--- TASK STATEMENT ---
Extract the lines from the start through the line that holds "</DialogHeader>", both included, omitting all images.

--- GIVEN DATA ---
════════════════════
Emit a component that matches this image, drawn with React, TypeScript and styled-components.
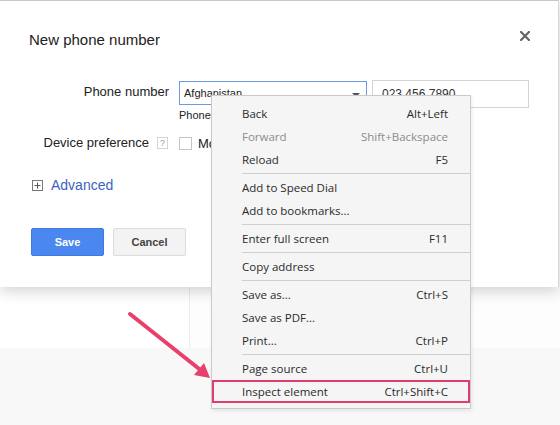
import React from "react";
import styled, { createGlobalStyle } from "styled-components";

const GlobalStyle = createGlobalStyle`
  html, body {
    margin: 0;
    padding: 0;
    background: #fafafa;
  }
  * {
    box-sizing: border-box;
  }
`;

interface MenuEntry {
  label?: string;
  shortcut?: string;
  disabled?: boolean;
  highlighted?: boolean;
  separator?: boolean;
}

const menuEntries: MenuEntry[] = [
  { label: "Back", shortcut: "Alt+Left" },
  { label: "Forward", shortcut: "Shift+Backspace", disabled: true },
  { label: "Reload", shortcut: "F5" },
  { separator: true },
  { label: "Add to Speed Dial" },
  { label: "Add to bookmarks..." },
  { separator: true },
  { label: "Enter full screen", shortcut: "F11" },
  { separator: true },
  { label: "Copy address" },
  { separator: true },
  { label: "Save as...", shortcut: "Ctrl+S" },
  { label: "Save as PDF..." },
  { label: "Print...", shortcut: "Ctrl+P" },
  { separator: true },
  { label: "Page source", shortcut: "Ctrl+U" },
  { label: "Inspect element", shortcut: "Ctrl+Shift+C", highlighted: true },
];

const App: React.FC = () => {
  return (
    <Screen>
      <GlobalStyle />
      <Backdrop>
        <BackdropTop>
          <BackdropSide />
          <BackdropMain />
        </BackdropTop>
        <BackdropBottom />
      </Backdrop>

      <Dialog>
        <DialogHeader>
          <DialogTitle>New phone number</DialogTitle>
          <CloseButton aria-label="Close">
            <svg width="10" height="10" viewBox="0 0 10 10">
              <path
                d="M1 1 L9 9 M9 1 L1 9"
                stroke="#666"
                strokeWidth="2.2"
                strokeLinecap="square"
              />
            </svg>
          </CloseButton>
        </DialogHeader>

        <FormRow>
          <FieldLabel>Phone number</FieldLabel>
          <Controls>
            <InputLine>
              <CountrySelect>
                <span>Afghanistan</span>
                <SelectCaret />
              </CountrySelect>
              <PhoneInput>023 456 7890</PhoneInput>
            </InputLine>
            <Helper>Phone</Helper>
          </Controls>
        </FormRow>

        <FormRow $spaced>
          <FieldLabel>
            Device preference
            <HelpBox>?</HelpBox>
          </FieldLabel>
          <CheckLine>
            <CheckBox />
            <span>Mobile</span>
          </CheckLine>
        </FormRow>

        <AdvancedLink>
          <PlusBox>
            <svg width="9" height="9" viewBox="0 0 9 9">
              <path d="M4.5 1.5 V7.5 M1.5 4.5 H7.5" stroke="#555" strokeWidth="1" />
            </svg>
          </PlusBox>
          Advanced
        </AdvancedLink>

        <ButtonRow>
          <ActionButton $primary>Save</ActionButton>
          <ActionButton>Cancel</ActionButton>
        </ButtonRow>
      </Dialog>

      <ContextMenu>
        {menuEntries.map((entry, i) =>
          entry.separator ? (
            <MenuSeparator key={i} />
          ) : (
            <MenuItem
              key={i}
              $disabled={entry.disabled}
              $highlighted={entry.highlighted}
            >
              <span>{entry.label}</span>
              {entry.shortcut && <span>{entry.shortcut}</span>}
            </MenuItem>
          )
        )}
      </ContextMenu>

      <Pointer width="560" height="425" viewBox="0 0 560 425">
        <line
          x1="130"
          y1="314"
          x2="203"
          y2="372"
          stroke="#e8406c"
          strokeWidth="4"
          strokeLinecap="round"
        />
        <polygon points="210,378 194,375 204,363" fill="#e8406c" />
      </Pointer>
    </Screen>
  );
};

const Screen = styled.div`
  position: relative;
  width: 560px;
  height: 425px;
  overflow: hidden;
  font-family: "Liberation Sans", Arial, sans-serif;
  color: #222;
`;

const Backdrop = styled.div`
  display: flex;
  flex-direction: column;
  height: 100%;
`;

const BackdropTop = styled.div`
  display: flex;
  height: 348px;
  background: #fff;
`;

const BackdropSide = styled.div`
  width: 190px;
  border-right: 1px solid #ececec;
`;

const BackdropMain = styled.div`
  flex: 1;
  background: #fdfdfd;
`;

const BackdropBottom = styled.div`
  flex: 1;
  background: #f8f8f8;
`;

const Dialog = styled.div`
  position: absolute;
  top: 0;
  left: 0;
  width: 559px;
  height: 287px;
  background: #fff;
  border-top: 1px solid #c8c8c8;
  border-right: 1px solid #d6d6d6;
  box-shadow: 0 4px 14px rgba(0, 0, 0, 0.18);
  padding: 29px 30px 0 29px;
  display: flex;
  flex-direction: column;
`;

const DialogHeader = styled.div`
  display: flex;
  justify-content: space-between;
  align-items: flex-start;
  height: 20px;
  margin-bottom: 30px;
`;

const DialogTitle = styled.div`
  font-size: 15px;
  line-height: 20px;
  color: #222;
`;

const CloseButton = styled.div`
  width: 10px;
  height: 10px;
  margin-top: 1px;
  margin-right: -2px;
  display: flex;
`;

const FormRow = styled.div<{ $spaced?: boolean }>`
  display: grid;
  grid-template-columns: 140px 1fr;
  column-gap: 10px;
  margin-top: ${(p) => (p.$spaced ? "10px" : "0")};
`;

const FieldLabel = styled.div`
  display: flex;
  justify-content: flex-end;
  align-items: center;
  gap: 8px;
  font-size: 13px;
  line-height: 24px;
  height: 24px;
  color: #222;
`;

const HelpBox = styled.span`
  width: 11px;
  height: 12px;
  border: 1px solid #d4d4d4;
  color: #999;
  font-size: 9px;
  line-height: 10px;
  text-align: center;
  margin-right: 1px;
`;

const Controls = styled.div`
  display: flex;
  flex-direction: column;
`;

const InputLine = styled.div`
  display: flex;
  align-items: flex-start;
  gap: 5px;
`;

const CountrySelect = styled.div`
  width: 188px;
  height: 24px;
  margin-top: 1px;
  border: 1px solid #6b9ae0;
  display: flex;
  align-items: center;
  justify-content: space-between;
  padding: 0 6px 0 4px;
  font-size: 11px;
  color: #222;
`;

const SelectCaret = styled.span`
  width: 0;
  height: 0;
  border-left: 4px solid transparent;
  border-right: 4px solid transparent;
  border-top: 4px solid #555;
  margin-top: 3px;
`;

const PhoneInput = styled.div`
  width: 157px;
  height: 28px;
  border: 1px solid #d4d4d4;
  padding: 0 9px;
  font-size: 12px;
  line-height: 26px;
  color: #333;
`;

const Helper = styled.div`
  margin-top: 1px;
  font-size: 11px;
  line-height: 12px;
  color: #222;
`;

const CheckLine = styled.div`
  display: flex;
  align-items: center;
  gap: 6px;
  height: 24px;
  font-size: 13px;
`;

const CheckBox = styled.span`
  width: 13px;
  height: 13px;
  border: 1px solid #c6c6c6;
  background: #fff;
`;

const AdvancedLink = styled.div`
  display: flex;
  align-items: center;
  gap: 8px;
  margin: 20px 0 0 3px;
  height: 20px;
  font-size: 14px;
  color: #3d62bf;
`;

const PlusBox = styled.span`
  width: 11px;
  height: 11px;
  border: 1px solid #777;
  display: flex;
  align-items: center;
  justify-content: center;
`;

const ButtonRow = styled.div`
  display: flex;
  gap: 9px;
  margin: 33px 0 0 2px;
`;

const ActionButton = styled.div<{ $primary?: boolean }>`
  width: 73px;
  height: 28px;
  border-radius: 2px;
  display: flex;
  align-items: center;
  justify-content: center;
  font-size: 11px;
  font-weight: bold;
  background: ${(p) => (p.$primary ? "#4a87ee" : "#f3f3f3")};
  border: 1px solid ${(p) => (p.$primary ? "#3d7ae4" : "#dcdcdc")};
  color: ${(p) => (p.$primary ? "#fff" : "#444")};
`;

const ContextMenu = styled.div`
  position: absolute;
  left: 211px;
  top: 95px;
  width: 260px;
  padding: 6px 0 5px;
  background: #f5f5f5;
  border: 1px solid #cbcbcb;
  box-shadow: 1px 2px 4px rgba(0, 0, 0, 0.08);
  font-family: "Open Sans", "Noto Sans", sans-serif;
  font-size: 11.5px;
`;

const MenuItem = styled.div<{ $disabled?: boolean; $highlighted?: boolean }>`
  display: flex;
  justify-content: space-between;
  align-items: center;
  height: 23px;
  padding: 0 22px 0 30px;
  color: ${(p) => (p.$disabled ? "#8c8c8c" : "#2a2a2a")};
  box-shadow: ${(p) => (p.$highlighted ? "inset 0 0 0 2px #e03d6c" : "none")};
`;

const MenuSeparator = styled.div`
  height: 1px;
  margin: 2px 0 2px 30px;
  background: #cfcfcf;
`;

const Pointer = styled.svg`
  position: absolute;
  left: 0;
  top: 0;
  pointer-events: none;
`;

export default App;
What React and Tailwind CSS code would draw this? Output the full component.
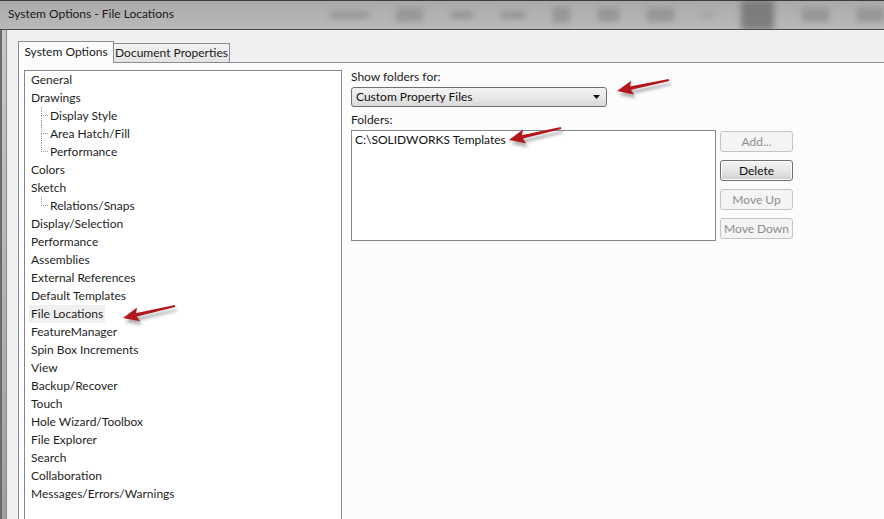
════════════════════
--- ANSWER BELOW ---
Emit a component that matches this image, drawn with React, TypeScript and styled-components.
import React from "react";
import styled, { createGlobalStyle } from "styled-components";

const GlobalStyle = createGlobalStyle`
  html, body {
    margin: 0;
    padding: 0;
    background: #fafafa;
  }
  * {
    box-sizing: border-box;
  }
`;

interface MenuEntry {
  label?: string;
  shortcut?: string;
  disabled?: boolean;
  highlighted?: boolean;
  separator?: boolean;
}

const menuEntries: MenuEntry[] = [
  { label: "Back", shortcut: "Alt+Left" },
  { label: "Forward", shortcut: "Shift+Backspace", disabled: true },
  { label: "Reload", shortcut: "F5" },
  { separator: true },
  { label: "Add to Speed Dial" },
  { label: "Add to bookmarks..." },
  { separator: true },
  { label: "Enter full screen", shortcut: "F11" },
  { separator: true },
  { label: "Copy address" },
  { separator: true },
  { label: "Save as...", shortcut: "Ctrl+S" },
  { label: "Save as PDF..." },
  { label: "Print...", shortcut: "Ctrl+P" },
  { separator: true },
  { label: "Page source", shortcut: "Ctrl+U" },
  { label: "Inspect element", shortcut: "Ctrl+Shift+C", highlighted: true },
];

const App: React.FC = () => {
  return (
    <Screen>
      <GlobalStyle />
      <Backdrop>
        <BackdropTop>
          <BackdropSide />
          <BackdropMain />
        </BackdropTop>
        <BackdropBottom />
      </Backdrop>

      <Dialog>
        <DialogHeader>
          <DialogTitle>New phone number</DialogTitle>
          <CloseButton aria-label="Close">
            <svg width="10" height="10" viewBox="0 0 10 10">
              <path
                d="M1 1 L9 9 M9 1 L1 9"
                stroke="#666"
                strokeWidth="2.2"
                strokeLinecap="square"
              />
            </svg>
          </CloseButton>
        </DialogHeader>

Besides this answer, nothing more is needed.